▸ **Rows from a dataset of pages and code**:
----

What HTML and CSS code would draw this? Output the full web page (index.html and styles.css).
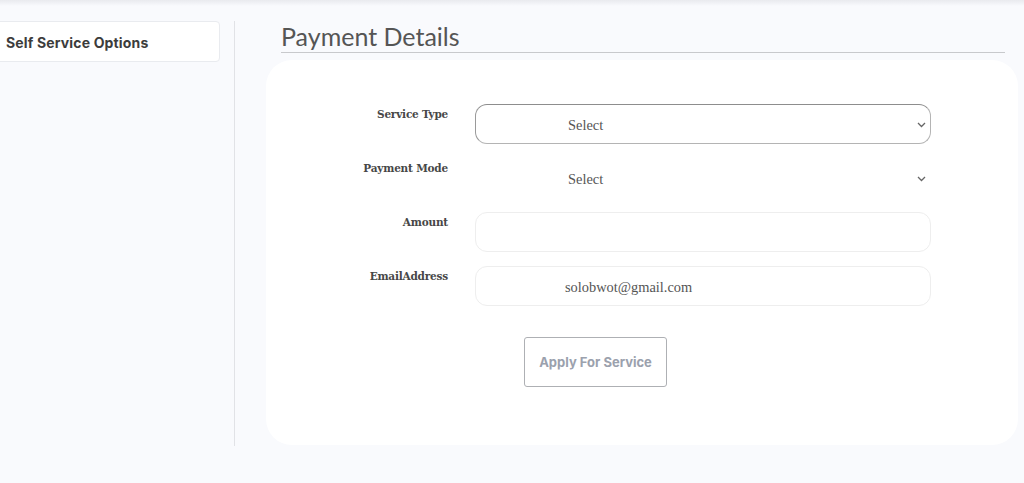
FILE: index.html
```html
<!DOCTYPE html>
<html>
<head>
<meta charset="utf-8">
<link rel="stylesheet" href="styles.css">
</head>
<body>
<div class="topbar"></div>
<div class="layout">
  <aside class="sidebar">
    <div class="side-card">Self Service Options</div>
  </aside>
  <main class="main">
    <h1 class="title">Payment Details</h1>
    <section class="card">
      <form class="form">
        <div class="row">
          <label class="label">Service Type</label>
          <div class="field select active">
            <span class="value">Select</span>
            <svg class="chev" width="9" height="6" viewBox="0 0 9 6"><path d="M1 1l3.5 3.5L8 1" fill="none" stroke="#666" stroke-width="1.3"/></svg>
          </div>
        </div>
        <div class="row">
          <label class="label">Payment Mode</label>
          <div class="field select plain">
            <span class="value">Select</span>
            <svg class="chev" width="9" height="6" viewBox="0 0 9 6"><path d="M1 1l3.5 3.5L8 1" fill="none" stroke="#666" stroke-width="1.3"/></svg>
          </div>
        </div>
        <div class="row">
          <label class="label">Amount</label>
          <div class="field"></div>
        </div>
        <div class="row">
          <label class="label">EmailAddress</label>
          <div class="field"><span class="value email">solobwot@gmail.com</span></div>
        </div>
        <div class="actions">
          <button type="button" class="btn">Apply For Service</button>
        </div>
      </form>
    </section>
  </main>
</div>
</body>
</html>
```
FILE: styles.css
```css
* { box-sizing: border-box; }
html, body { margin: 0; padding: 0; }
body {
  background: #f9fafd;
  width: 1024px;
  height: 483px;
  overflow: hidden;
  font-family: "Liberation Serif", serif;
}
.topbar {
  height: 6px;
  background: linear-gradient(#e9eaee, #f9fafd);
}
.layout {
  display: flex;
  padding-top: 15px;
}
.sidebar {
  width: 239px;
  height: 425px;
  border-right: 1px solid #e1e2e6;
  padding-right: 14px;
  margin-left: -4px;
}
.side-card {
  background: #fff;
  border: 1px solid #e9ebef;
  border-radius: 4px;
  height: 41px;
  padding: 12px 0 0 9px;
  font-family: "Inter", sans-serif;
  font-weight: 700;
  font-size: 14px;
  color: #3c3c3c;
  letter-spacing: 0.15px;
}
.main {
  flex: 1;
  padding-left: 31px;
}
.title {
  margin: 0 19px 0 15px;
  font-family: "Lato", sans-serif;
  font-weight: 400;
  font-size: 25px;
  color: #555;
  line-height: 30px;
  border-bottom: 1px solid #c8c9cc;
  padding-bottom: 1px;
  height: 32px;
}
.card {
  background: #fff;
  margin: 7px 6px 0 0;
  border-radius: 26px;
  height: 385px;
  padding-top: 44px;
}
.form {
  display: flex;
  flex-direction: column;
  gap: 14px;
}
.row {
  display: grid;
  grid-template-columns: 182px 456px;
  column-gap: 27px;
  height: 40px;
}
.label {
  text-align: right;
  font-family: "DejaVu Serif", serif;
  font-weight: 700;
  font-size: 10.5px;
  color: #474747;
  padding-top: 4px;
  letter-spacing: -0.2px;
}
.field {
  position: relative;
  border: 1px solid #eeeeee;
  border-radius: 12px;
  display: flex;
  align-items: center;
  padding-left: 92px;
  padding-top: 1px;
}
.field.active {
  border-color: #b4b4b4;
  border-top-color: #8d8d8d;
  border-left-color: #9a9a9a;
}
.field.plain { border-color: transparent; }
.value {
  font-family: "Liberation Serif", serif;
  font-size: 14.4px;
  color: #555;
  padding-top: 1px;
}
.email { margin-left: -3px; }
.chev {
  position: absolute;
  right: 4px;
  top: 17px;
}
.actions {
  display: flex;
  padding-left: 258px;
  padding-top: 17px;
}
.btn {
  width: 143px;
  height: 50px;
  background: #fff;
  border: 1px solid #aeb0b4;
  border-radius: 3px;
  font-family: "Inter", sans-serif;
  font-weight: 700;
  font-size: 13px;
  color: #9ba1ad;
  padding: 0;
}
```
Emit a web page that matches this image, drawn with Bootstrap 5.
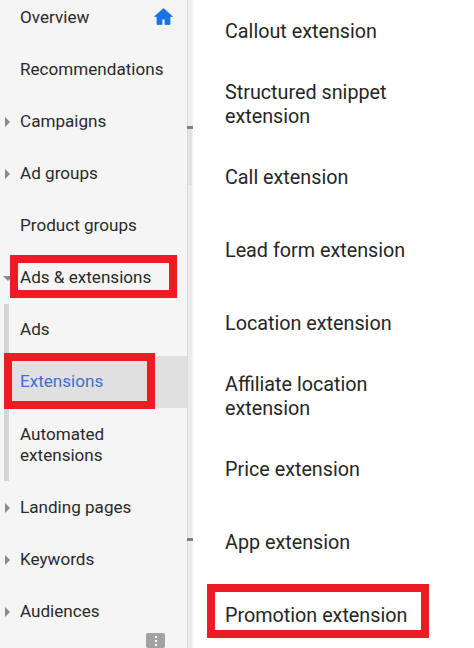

----

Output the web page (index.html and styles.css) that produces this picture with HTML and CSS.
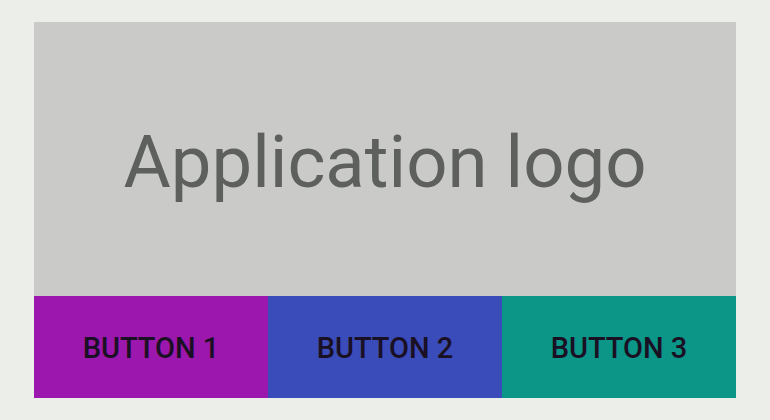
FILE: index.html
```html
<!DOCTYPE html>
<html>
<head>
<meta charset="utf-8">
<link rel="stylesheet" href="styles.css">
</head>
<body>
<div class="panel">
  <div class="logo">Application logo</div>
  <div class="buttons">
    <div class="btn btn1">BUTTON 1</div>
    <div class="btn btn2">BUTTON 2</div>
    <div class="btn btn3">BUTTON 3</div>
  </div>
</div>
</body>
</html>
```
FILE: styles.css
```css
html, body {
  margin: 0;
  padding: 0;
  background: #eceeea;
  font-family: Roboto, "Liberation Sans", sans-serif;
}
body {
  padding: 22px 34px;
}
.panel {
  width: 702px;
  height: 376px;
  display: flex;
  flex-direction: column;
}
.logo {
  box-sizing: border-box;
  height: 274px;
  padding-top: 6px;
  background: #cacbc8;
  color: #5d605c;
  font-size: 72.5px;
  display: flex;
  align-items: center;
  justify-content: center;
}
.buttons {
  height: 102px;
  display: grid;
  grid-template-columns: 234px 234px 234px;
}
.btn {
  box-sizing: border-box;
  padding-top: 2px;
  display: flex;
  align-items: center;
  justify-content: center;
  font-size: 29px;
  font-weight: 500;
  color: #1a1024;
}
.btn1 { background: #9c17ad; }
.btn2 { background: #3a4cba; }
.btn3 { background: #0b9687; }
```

----

▸ **What to do**: Reproduce every line of the listing above in which the string "index" appears.

▸ **Output**:
What HTML and CSS code would draw this? Output the full web page (index.html and styles.css).
FILE: index.html
Output the web page (index.html and styles.css) that produces this picture with HTML and CSS.
FILE: index.html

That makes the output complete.